How to Handle a Difficult Boss
All kinds of difficult bosses inhabit the business world. There’s the micro-manager, who calls you for an update five minutes after giving you an assignment. There’s the insulter, who believes rudeness and scorn are motivational tools. There’s the drama queen (of either gender), whose approach to life in the office always seems pitched at a level of near-hysteria.
Whatever the bad behavior, one thing is constant: You have to work with the difficult boss in a way that doesn’t drive you crazy.
Some things won’t change
There are plenty of coping strategies for this situation, but in general, your attitude as a business professional should probably start with acceptance. The traits that make your boss a difficult person to deal with aren’t going to go away; they’re part of that person’s makeup. What can change is the way you choose to cope with and manage that behavior.
Adjust your style
Generally speaking, micromanagers lack confidence in the people around them and live in constant fear that important work won’t get done without nagging and over-the-shoulder supervision. Rather than seethe with resentment, adjust your style to reassure your boss that, in fact, projects and assignments are being handled on time and in an efficient, professional manner.

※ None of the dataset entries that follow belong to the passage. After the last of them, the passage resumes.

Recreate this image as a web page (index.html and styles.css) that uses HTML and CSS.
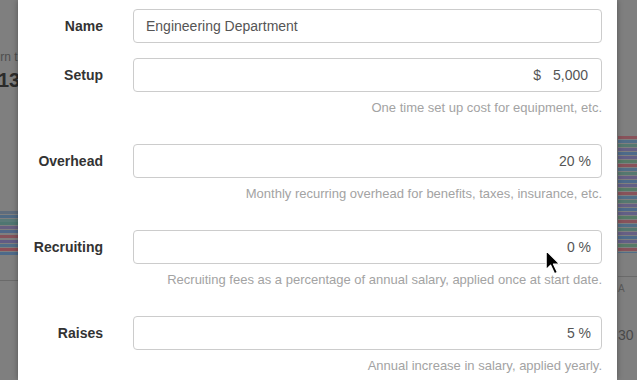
FILE: index.html
```html
<!DOCTYPE html>
<html>
<head>
<meta charset="utf-8">
<link rel="stylesheet" href="styles.css">
</head>
<body>
<div class="page">
  <div class="side side-left">
    <div class="bg-text">Return this</div>
    <div class="bg-num">13</div>
    <div class="stripes stripes-left"></div>
    <div class="bg-rule"></div>
  </div>
  <div class="side side-right">
    <div class="stripes stripes-right"></div>
    <div class="bg-rule"></div>
    <div class="bg-small">A</div>
    <div class="bg-val">30</div>
  </div>
</div>

<div class="modal">
  <form class="form">
    <div class="group">
      <label class="label">Name</label>
      <div class="field">
        <div class="input">Engineering Department</div>
      </div>
    </div>
    <div class="group">
      <label class="label">Setup</label>
      <div class="field">
        <div class="input right money"><span class="cur">$</span>5,000</div>
        <p class="help">One time set up cost for equipment, etc.</p>
      </div>
    </div>
    <div class="group">
      <label class="label">Overhead</label>
      <div class="field">
        <div class="input right pct">20 %</div>
        <p class="help">Monthly recurring overhead for benefits, taxes, insurance, etc.</p>
      </div>
    </div>
    <div class="group">
      <label class="label">Recruiting</label>
      <div class="field">
        <div class="input right pct">0 %</div>
        <p class="help">Recruiting fees as a percentage of annual salary, applied once at start date.</p>
      </div>
    </div>
    <div class="group">
      <label class="label">Raises</label>
      <div class="field">
        <div class="input right pct">5 %</div>
        <p class="help">Annual increase in salary, applied yearly.</p>
      </div>
    </div>
  </form>
</div>

<svg class="cursor" width="18" height="28" viewBox="0 0 16 24">
  <path d="M1 1 L1 18 L5 14 L8.5 21.5 L11 20.3 L7.6 13 L13 13 Z" fill="#000" stroke="#fff" stroke-width="1.1" stroke-linejoin="round"/>
</svg>
</body>
</html>
```

FILE: styles.css
```css
html, body {
  margin: 0;
  padding: 0;
}
body {
  width: 637px;
  height: 380px;
  overflow: hidden;
  background: #7f7f7f;
  font-family: "Liberation Sans", Arial, Helvetica, sans-serif;
  position: relative;
}
.page {
  display: flex;
  justify-content: space-between;
  height: 380px;
}
.side {
  display: flex;
  flex-direction: column;
}
.side-left {
  width: 19px;
  padding-top: 50px;
  box-sizing: border-box;
}
.side-right {
  width: 19px;
}
.bg-text {
  font-size: 12px;
  line-height: 14px;
  color: #4e4e4e;
  white-space: nowrap;
  margin-left: -25px;
}
.bg-num {
  font-size: 20px;
  font-weight: bold;
  line-height: 22px;
  color: #2b2b2b;
  margin-top: 5px;
  margin-left: -2px;
  white-space: nowrap;
}
.stripes {
  height: 46px;
  width: 19px;
}
.stripes-left {
  margin-top: 120px;
  background: linear-gradient(to bottom,
    #5f6c7c 0 3px, #7f7f7f 3px 4px,
    #4f6a84 4px 7px, #7f7f7f 7px 8px,
    #5a7a78 8px 11px, #4f7671 11px 14px, #7f7f7f 14px 15px,
    #675f80 15px 18px, #7f7f7f 18px 19px,
    #4f6788 19px 22px, #7f7f7f 22px 24px,
    #86525a 24px 27px, #7f7f7f 27px 29px,
    #625b84 29px 32px, #7f7f7f 32px 33px,
    #516e88 33px 36px, #7f7f7f 36px 37px,
    #8e4e56 37px 40px, #7f7f7f 40px 41px,
    #4d6a8a 41px 44px, #7f7f7f 44px 46px);
}
.stripes-right {
  height: 117px;
  margin-top: 136px;
  background: repeating-linear-gradient(to bottom,
    #88525a 0 3px, #7f7f7f 3px 4px,
    #516e88 4px 7px, #7f7f7f 7px 8px,
    #55786f 8px 11px, #7f7f7f 11px 12px,
    #665f84 12px 15px, #7f7f7f 15px 16px,
    #4d6a8a 16px 19px, #7f7f7f 19px 20px,
    #625f86 20px 23px, #7f7f7f 23px 24px,
    #567a66 24px 27px, #7f7f7f 27px 28px);
}
.bg-rule {
  height: 1px;
  width: 19px;
  background: #6a6a6a;
  margin-top: 23px;
}
.bg-small {
  font-size: 10px;
  color: #5a5a5a;
  margin-top: 6px;
  line-height: 12px;
}
.bg-val {
  font-size: 14px;
  color: #4a4a4a;
  margin-top: 32px;
  line-height: 16px;
}

.modal {
  position: absolute;
  left: 18px;
  top: 0;
  width: 599px;
  height: 380px;
  background: #fff;
  box-shadow: 0 0 6px rgba(0, 0, 0, 0.35);
  box-sizing: border-box;
  padding-top: 9px;
}
.form {
  margin: 0;
  display: flex;
  flex-direction: column;
  gap: 15px;
}
.group {
  display: grid;
  grid-template-columns: 100px 1fr;
  align-items: start;
}
.label {
  height: 34px;
  line-height: 34px;
  text-align: right;
  padding-right: 15px;
  font-size: 14px;
  font-weight: bold;
  color: #333;
}
.field {
  padding: 0 15px;
}
.input {
  height: 34px;
  box-sizing: border-box;
  border: 1px solid #cccccc;
  border-radius: 4px;
  padding: 0 12px;
  line-height: 32px;
  font-size: 14px;
  color: #555;
}
.right {
  text-align: right;
}
.money {
  padding-right: 13px;
}
.pct {
  padding-right: 10px;
}
.cur {
  margin-right: 12px;
}
.help {
  margin: 6px 0 11px;
  line-height: 20px;
  font-size: 13px;
  color: #a3a3a3;
  text-align: right;
}
.cursor {
  position: absolute;
  left: 545px;
  top: 249px;
}
```
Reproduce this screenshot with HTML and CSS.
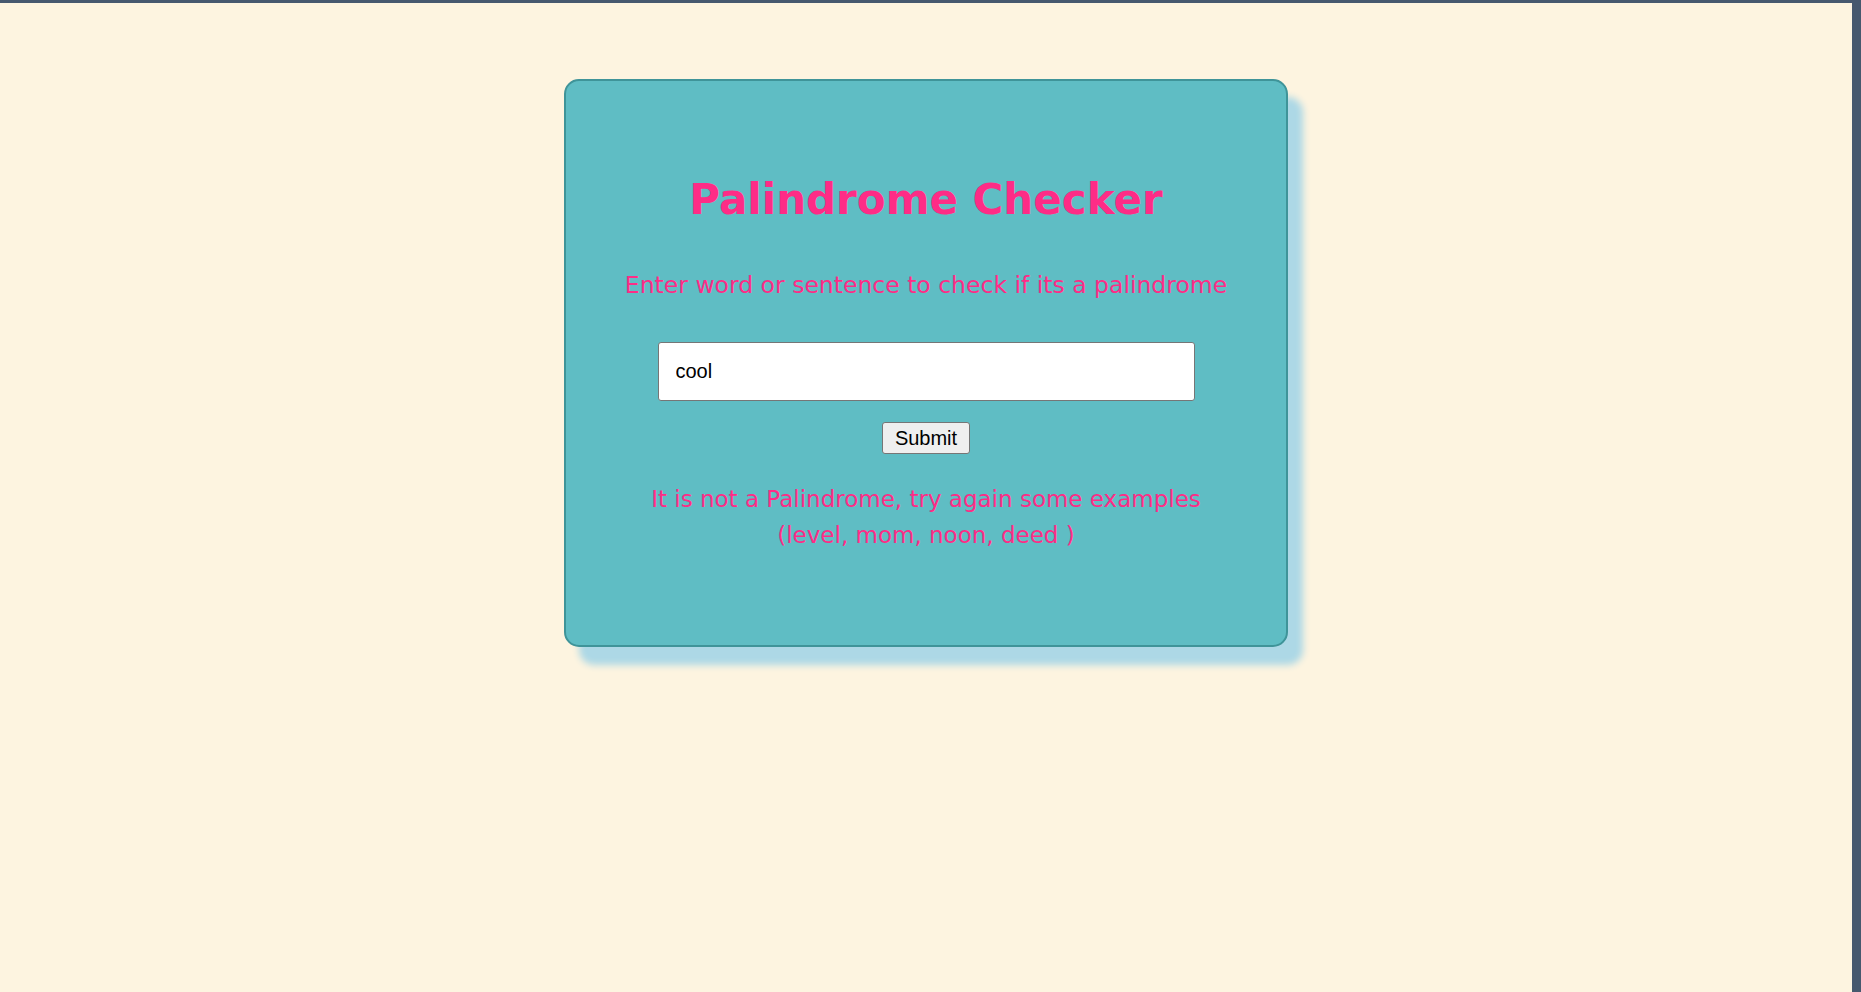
FILE: index.html
```html
<!DOCTYPE html>
<html lang="en">
<head>
<meta charset="utf-8">
<title>Palindrome Checker</title>
<link rel="stylesheet" href="styles.css">
</head>
<body>
<div class="page">
  <main class="card">
    <h1 class="title">Palindrome Checker</h1>
    <p class="subtitle">Enter word or sentence to check if its a palindrome</p>
    <form class="form">
      <input class="text-input" type="text" value="cool">
      <button class="submit" type="button">Submit</button>
    </form>
    <p class="result">It is not a Palindrome, try again some examples<br>(level, mom, noon, deed )</p>
  </main>
</div>
</body>
</html>
```
FILE: styles.css
```css
html, body {
  margin: 0;
  padding: 0;
}
body {
  background: #46586e;
}
.page {
  box-sizing: border-box;
  height: 992px;
  border-top: 3px solid #46586e;
  border-right: 9px solid #46586e;
  background: #fdf4e0;
  padding-top: 76px;
  overflow: hidden;
}
.card {
  box-sizing: border-box;
  width: 724px;
  height: 568px;
  margin: 0 auto;
  background: #5fbdc4;
  border: 2px solid #3f9499;
  border-radius: 15px;
  box-shadow: 15px 18px 7px #add8e6;
  padding-top: 89px;
  display: flex;
  flex-direction: column;
  align-items: center;
  font-family: "Comic Sans MS", "DejaVu Sans", sans-serif;
  color: #fe2c86;
  text-align: center;
}
.title {
  margin: 0;
  font-size: 42px;
  line-height: 60px;
  font-weight: bold;
}
.subtitle {
  margin: 40px 0 0;
  font-size: 23.5px;
  line-height: 30px;
}
.form {
  margin: 42px 0 0;
  display: flex;
  flex-direction: column;
  align-items: center;
}
.text-input {
  box-sizing: border-box;
  width: 537px;
  height: 59px;
  padding: 0 17px;
  border: 1px solid #767676;
  border-radius: 3px;
  background: #fff;
  font-family: "Liberation Sans", Arial, sans-serif;
  font-size: 20px;
  color: #000;
}
.submit {
  box-sizing: border-box;
  margin-top: 21px;
  height: 32px;
  padding: 0 12px;
  border: 1px solid #767676;
  border-radius: 3px;
  background: #efefef;
  font-family: "Liberation Sans", Arial, sans-serif;
  font-size: 20px;
  color: #000;
}
.result {
  margin: 28px 0 0;
  font-size: 23px;
  line-height: 35.5px;
}
```
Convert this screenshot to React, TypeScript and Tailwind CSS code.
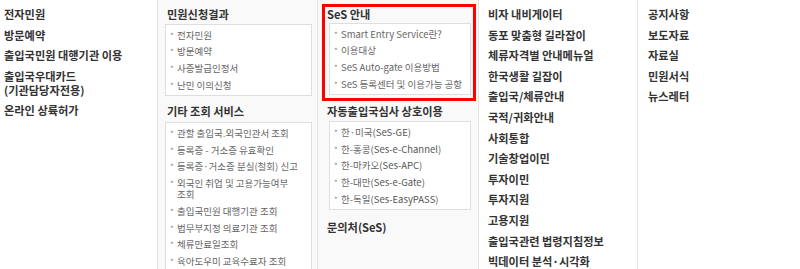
const quick = ["전자민원", "방문예약", "출입국민원 대행기관 이용", "출입국우대카드\n(기관담당자전용)", "온라인 상륙허가"];

const results = ["전자민원", "방문예약", "사증발급인정서", "난민 이의신청"];

const etc = [
  "관할 출입국.외국인관서 조회",
  "등록증 - 거소증 유효확인",
  "등록증·거소증 분실(철회) 신고",
  "외국인 취업 및 고용가능여부\n조회",
  "출입국민원 대행기관 조회",
  "법무부지정 의료기관 조회",
  "체류만료일조회",
  "육아도우미 교육수료자 조회",
];

const sesGuide = ["Smart Entry Service란?", "이용대상", "SeS Auto-gate 이용방법", "SeS 등록센터 및 이용가능 공항"];

const sesMutual = [
  ["한·미국", "(SeS-GE)"],
  ["한-홍콩", "(Ses-e-Channel)"],
  ["한-마카오", "(Ses-APC)"],
  ["한-대만", "(Ses-e-Gate)"],
  ["한-독일", "(Ses-EasyPASS)"],
];

const guides = [
  "비자 내비게이터",
  "동포 맞춤형 길라잡이",
  "체류자격별 안내메뉴얼",
  "한국생활 길잡이",
  "출입국/체류안내",
  "국적/귀화안내",
  "사회통합",
  "기술창업이민",
  "투자이민",
  "투자지원",
  "고용지원",
  "출입국관련 법령지침정보",
  "빅데이터 분석·시각화",
];

const news = ["공지사항", "보도자료", "자료실", "민원서식", "뉴스레터"];

function LinkList({ items }: { items: string[] }) {
  return (
    <ul className="flex flex-col gap-[6.6px]">
      {items.map((t) => (
        <li key={t} className="text-[11.2px] leading-[14px] font-bold text-[#333] whitespace-pre-line">
          {t}
        </li>
      ))}
    </ul>
  );
}

function Heading({ children, className = "" }: { children: React.ReactNode; className?: string }) {
  return <h3 className={"text-[11.2px] leading-[14px] font-bold text-[#333] " + className}>{children}</h3>;
}

function SubBox({ children }: { children: React.ReactNode }) {
  return (
    <ul className="flex flex-col gap-[5.75px] border border-[#dedede] bg-white px-[4px] py-[4.5px]">{children}</ul>
  );
}

function SubItem({ children }: { children: React.ReactNode }) {
  return (
    <li className="flex text-[9.5px] leading-[11px] text-[#666]">
      <span className="w-[7px] shrink-0 text-[8px] text-[#888]">*</span>
      <span className="whitespace-pre-line">{children}</span>
    </li>
  );
}

export default function App() {
  return (
    <div className="flex h-[269px] w-[800px] overflow-hidden bg-white font-['Noto_Sans_CJK_KR','Noto_Sans',sans-serif]">
      {/* quick links */}
      <div className="w-[157px] shrink-0 pl-[4px] pt-[7px]">
        <LinkList items={quick} />
      </div>

      {/* 민원신청결과 / 기타 조회 */}
      <div className="w-[160px] shrink-0 border-l border-[#e3e3e3] bg-[#f9f9f9] pl-[7px] pr-[5px] pt-[7px]">
        <Heading className="mb-[3px] pl-[2px]">민원신청결과</Heading>
        <SubBox>
          {results.map((t) => (
            <SubItem key={t}>{t}</SubItem>
          ))}
        </SubBox>
        <Heading className="mb-[4px] mt-[8px] pl-[2px]">기타 조회 서비스</Heading>
        <SubBox>
          {etc.map((t) => (
            <SubItem key={t}>{t}</SubItem>
          ))}
        </SubBox>
      </div>

      {/* SeS */}
      <div className="w-[161px] shrink-0 border-l border-[#e3e3e3] bg-[#f9f9f9] pl-[11px] pr-[7px] pt-[7px]">
        <section className="relative">
          <Heading className="mb-[2px] -ml-[2px]">SeS 안내</Heading>
          <SubBox>
            {sesGuide.map((t) => (
              <SubItem key={t}>{t}</SubItem>
            ))}
          </SubBox>
          <div className="pointer-events-none absolute -bottom-[6px] -left-[7px] -right-[5px] -top-[3px] border-[3px] border-[#ff0000]" />
        </section>
        <Heading className="mb-[3px] mt-[9px] -ml-[2px]">자동출입국심사 상호이용</Heading>
        <SubBox>
          {sesMutual.map(([ko, en]) => (
            <SubItem key={en}>
              {ko}
              <span className="text-[#555]">{en}</span>
            </SubItem>
          ))}
        </SubBox>
        <Heading className="mt-[10px] -ml-[2px]">문의처(SeS)</Heading>
      </div>

      {/* guides */}
      <div className="w-[159px] shrink-0 border-l border-[#e3e3e3] pl-[9px] pt-[7px]">
        <LinkList items={guides} />
      </div>

      {/* news */}
      <div className="flex-1 border-l border-[#e3e3e3] pl-[10px] pt-[7px]">
        <LinkList items={news} />
      </div>
    </div>
  );
}
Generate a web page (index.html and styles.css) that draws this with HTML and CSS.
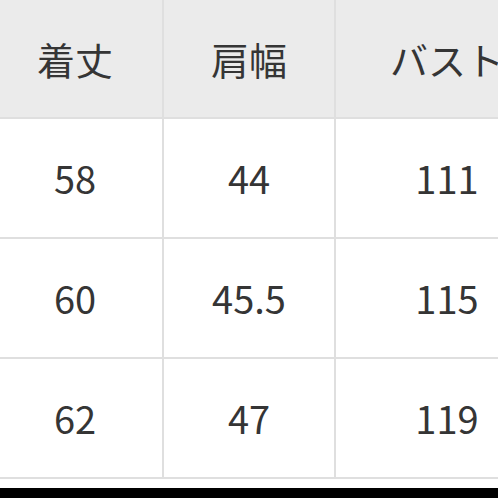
FILE: index.html
```html
<!DOCTYPE html>
<html lang="ja">
<head>
<meta charset="utf-8">
<link rel="stylesheet" href="styles.css">
</head>
<body>
<div class="page">
  <div class="grid">
    <div class="cell head">着丈</div>
    <div class="cell head">肩幅</div>
    <div class="cell head">バスト</div>
    <div class="cell">58</div>
    <div class="cell">44</div>
    <div class="cell">111</div>
    <div class="cell">60</div>
    <div class="cell">45.5</div>
    <div class="cell">115</div>
    <div class="cell">62</div>
    <div class="cell">47</div>
    <div class="cell">119</div>
  </div>
  <div class="spacer"></div>
  <div class="bar"></div>
</div>
</body>
</html>
```
FILE: styles.css
```css
html, body {
  margin: 0;
  padding: 0;
  background: #ffffff;
  overflow: hidden;
}
.page {
  width: 498px;
  height: 498px;
  overflow: hidden;
  display: flex;
  flex-direction: column;
}
.grid {
  margin-left: -12px;
  width: 570px;
  display: grid;
  grid-template-columns: 174px 170px 222px;
  grid-template-rows: 117px 118px 118px 118px;
  gap: 2px;
  background: #dfdfdf;
  border-bottom: 2px solid #dfdfdf;
}
.cell {
  background: #ffffff;
  display: flex;
  align-items: center;
  justify-content: center;
  font-family: "Noto Sans CJK JP", "Noto Sans", sans-serif;
  font-size: 38px;
  color: #353535;
  line-height: 1;
}
.head {
  background: #ebebeb;
}
.spacer {
  height: 9px;
}
.bar {
  flex: 1;
  background: #000000;
}
```
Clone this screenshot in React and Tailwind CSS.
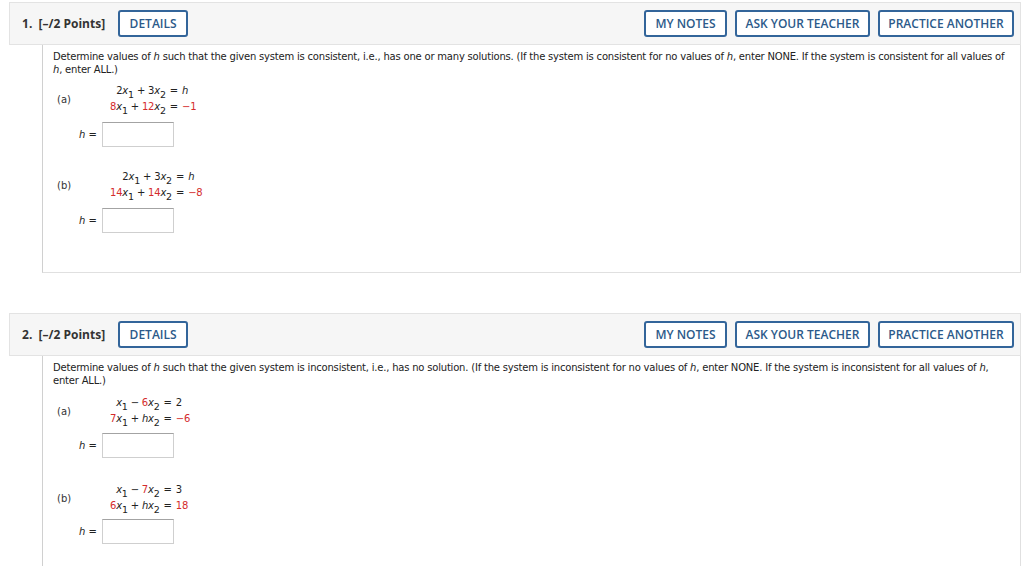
import React from "react";

const body = { fontFamily: '"DejaVu Sans", Verdana, sans-serif' };
const head = { fontFamily: '"Open Sans", Arial, sans-serif' };

function X({ n }) {
  return (
    <>
      <i>x</i>
      <span className="relative top-[4px] text-[9.5px]">{n}</span>
    </>
  );
}
const R = ({ children }) => <span className="text-[#d42b2b]">{children}</span>;

function Btn({ children, w }) {
  return (
    <div className={`h-[27px] ${w} flex items-center justify-center border-2 border-[#33659a] rounded-[3px] bg-white text-[#2c5a8a] text-[12px] font-semibold`}>
      {children}
    </div>
  );
}

function Header({ num }) {
  return (
    <div
      className="h-[43px] flex items-center bg-[#f6f6f6] border border-[#e3e3e3] pl-[12px] pr-[6px]"
      style={head}
    >
      <span className="text-[12px] font-bold text-[#333] whitespace-pre">{num}.  [–/2 Points]</span>
      <div className="ml-[13px]">
        <Btn w="w-[70px]">DETAILS</Btn>
      </div>
      <div className="ml-auto flex gap-[8px]">
        <Btn w="w-[83px]">MY NOTES</Btn>
        <Btn w="w-[135px]">ASK YOUR TEACHER</Btn>
        <Btn w="w-[136px]">PRACTICE ANOTHER</Btn>
      </div>
    </div>
  );
}

function Eq({ label, l1, r1, l2, r2, mt }) {
  return (
    <div className="flex items-center" style={{ marginTop: mt }}>
      <div className="w-[57px] pl-[4px] text-[10px] text-[#333]">{label}</div>
      <div className="grid grid-cols-[auto_auto_auto] text-[10px] tracking-[-0.2px] leading-[16px] text-[#222]">
        <div className="text-right whitespace-pre">{l1}</div>
        <div className="px-[4px]">=</div>
        <div>{r1}</div>
        <div className="text-right whitespace-pre">{l2}</div>
        <div className="px-[4px]">=</div>
        <div>{r2}</div>
      </div>
    </div>
  );
}

function HInput({ mt }) {
  return (
    <div className="flex items-center" style={{ marginTop: mt }}>
      <div className="w-[49px] text-right pr-[5px] text-[10px] text-[#222]">
        <i>h</i> =
      </div>
      <div className="w-[72px] h-[25px] bg-white border border-[#cfcfcf] border-t-[#a3a3a3]" />
    </div>
  );
}

const P = ({ children }) => (
  <p className="text-[10px] tracking-[-0.2px] leading-[13px] text-[#222]">{children}</p>
);

export default function App() {
  return (
    <div className="w-[1024px] h-[566px] bg-white overflow-hidden pt-[2px]" style={body}>
      <div className="ml-[9px] w-[1012px]">
        <Header num="1" />
        <div className="ml-[33px] border-l border-r border-b border-[#e0e0e0] border-l-[#d0d0d0] pl-[10px] pr-[12px] pt-[5px] pb-[39px]">
          <P>
            Determine values of <i>h</i> such that the given system is consistent, i.e., has one or many solutions. (If the system is consistent for no values of <i>h</i>, enter NONE. If the system is consistent for all values of <i>h</i>, enter ALL.)
          </P>
          <Eq
            mt={7}
            label="(a)"
            l1={<>2<X n="1" /> + 3<X n="2" /></>}
            r1={<i>h</i>}
            l2={<><R>8</R><X n="1" /> + <R>12</R><X n="2" /></>}
            r2={<R>−1</R>}
          />
          <HInput mt={7} />
          <Eq
            mt={22}
            label="(b)"
            l1={<>2<X n="1" /> + 3<X n="2" /></>}
            r1={<i>h</i>}
            l2={<><R>14</R><X n="1" /> + <R>14</R><X n="2" /></>}
            r2={<R>−8</R>}
          />
          <HInput mt={7} />
        </div>
        <div className="h-[40px]" />
        <Header num="2" />
        <div className="ml-[33px] border-l border-r border-[#e0e0e0] border-l-[#d0d0d0] pl-[10px] pr-[12px] pt-[5px] pb-[40px]">
          <P>
            Determine values of <i>h</i> such that the given system is inconsistent, i.e., has no solution. (If the system is inconsistent for no values of <i>h</i>, enter NONE. If the system is inconsistent for all values of <i>h</i>, enter ALL.)
          </P>
          <Eq
            mt={8}
            label="(a)"
            l1={<><X n="1" /> − <R>6</R><X n="2" /></>}
            r1="2"
            l2={<><R>7</R><X n="1" /> + <i>h</i><X n="2" /></>}
            r2={<R>−6</R>}
          />
          <HInput mt={6} />
          <Eq
            mt={24}
            label="(b)"
            l1={<><X n="1" /> − <R>7</R><X n="2" /></>}
            r1="3"
            l2={<><R>6</R><X n="1" /> + <i>h</i><X n="2" /></>}
            r2={<R>18</R>}
          />
          <HInput mt={5} />
        </div>
      </div>
    </div>
  );
}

Make absolutely certain you understand what’s being asked of you at the outset of a project. Getting clarity by asking questions demonstrates your focus on detail and commitment to getting things done. As work progresses, keep your boss informed. Ask for input and guidance. These strategies will steadily build trust between you, which should lessen the need for micromanaging.
Sidestep the insults
If your boss flies off the handle easily and seems to yell at the drop of a hat, swallow your pride and let the tirade pass. Then say politely, “It’s important to me to understand where things went wrong, so it doesn’t happen again. Can you tell me how you’d like me to approach this differently in the future?”
Lessen the drama
The boss who gets flustered and dramatic probably is likely responding to emotional triggers. It could be a fast-approaching deadline or an upcoming project assessment meeting with his or her boss. Understanding what sets off the drama can help you deal with it. Get a clear understanding of what your boss’s priorities are—for the day, the week, the month—and make it clear to him or her that those are your priorities, too. It’s best to get this in writing so you can demonstrate your progress in each area before all hell breaks loose.
Get inside your boss’s head
Do you know what makes your boss happy versus stressed out and unpleasant to be around? Most bosses don’t like to be surprised or disappointed, so complete tasks on time and to the best of your ability.
Make an effort to understand how your boss likes to communicate, whether it’s in person, by email or informally at the end of the day. This will reduce misunderstanding, which, of course, triggers bad behavior.
Keep in mind your boss has moods, just like the rest of us. There’s a good time to share information about a project and a bad time. By paying attention to how your boss works, you can better understand his or her preferences and priorities, and tailor your own style accordingly.
Two more adjustments can help you cope: First, look for the good parts of your boss’s personality, the traits that are more appealing and admirable. Second, remember that, even under the worst circumstances, you are responsible for seeing that your boss’s needs are met.